The RHBD clock spine network described here is divided into two sections: the global clock distribution network, which carries the clock in an H-tree configuration throughout the spine itself, and the large number of local clocks that synchronize the IC logic. The latter can be further gated at the circuit level, in triple mode or dual mode redundant (TMR or DMR) logic circuits in the test die. The circuit approach to designing the global clock network is based on fault-tolerance. The global clock nodes have large capacitances and are driven by a large number of spatially distributed drivers. An SET on these global nodes cannot be detected but due to the large capacitance, their impact is negligible. The approach to designing the local clock drivers emphasizes fault detection, where an SET is detected on the clock or the enable signals and a corresponding error signal is produced to indicate a faulty clock to the subsequent non-redundant circuits, which can be dealt with locally.

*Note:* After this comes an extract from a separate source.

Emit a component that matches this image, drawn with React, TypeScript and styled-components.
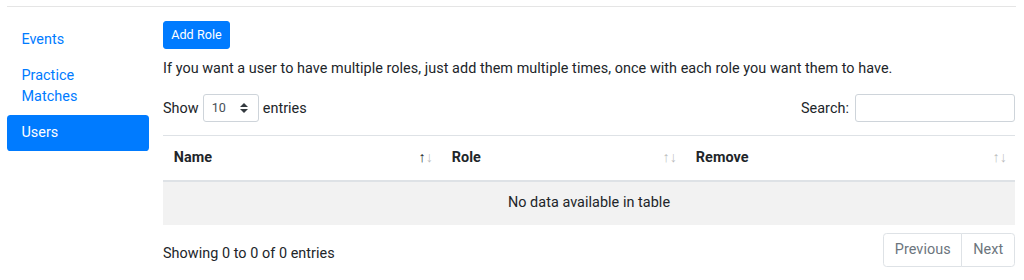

## A. Global Clock Distribution

Referring to Fig. 2, the clock signal from the PLL is controlled by 102 spatially dispersed drivers, over 10  $\mu$ m apart



Fig. 3. Radiation induced jitter on the EGclk (a global clock node). A simulated SET with charge equivalent to LET of 30 MeV-cm<sup>2</sup>/mg produces clock jitter of less than 1 ps.



Fig. 4. An SET strike at the input of one of 102 inverters in the PLL-to-E5Gclk buffer produces a jitter of 0.63 ps at the input of the clock spine. The straight line shows E5Gclk node without the SET while the dashed line shows the E5Gclk affected due to the impact of the SET. There is 10  $\mu m$  separation between inverters.

that drive a common node E5Gclk, which is the 5<sup>th</sup> stage early global clock. Any irradiation at this early stage of the clock spine will affect all clocks. The multiple drivers assure that any SET at one of these stages can cause a maximum jitter of less than 1% of the drive of the E5Gclk node. This is demonstrated in Fig. 3, where an SET at the EGclk global clock node produces negligible phase noise (less than expected from power supply noise). Fig. 4 shows the effect of an SET on one of the driver nodes that buffer the clock, resulting in less than 1 ps of jitter, which is considerably smaller than that due to the PLL. Thus, high capacitance global clocks have sufficient drive and capacitance to be essentially SET immune. Hardened design must then focus on the lower capacitance root and the gated leaves.

In the test chips, the clock begins at an unhardened PLL (foundry supplied) that is shielded during testing. The primary spine input, the E5Gclk, is buffered up by spatially distributed inverters driven in the clock spine by 23 wires that distribute and buffer the PLL clock output to reduce clock skew due to wire RC in different sections of the spine. The E5Gclk is buffered to the local clock networks using 5 inversion stages, each connecting to a global clock node (E4Gclk, E3Gclk, E2Gclk, E1Gclk and EGclk). Each of these global nodes is driven from the previous stage by 38 spatially dispersed inverters that also provide sufficient drive fan-up to supply the

large number of local clock networks. The interconnection of these stages is a mesh, which as mentioned, limits skew, while driving increasing capacitance in these un-gated levels. This large capacitance and drive makes them essentially immune to SET induced glitches.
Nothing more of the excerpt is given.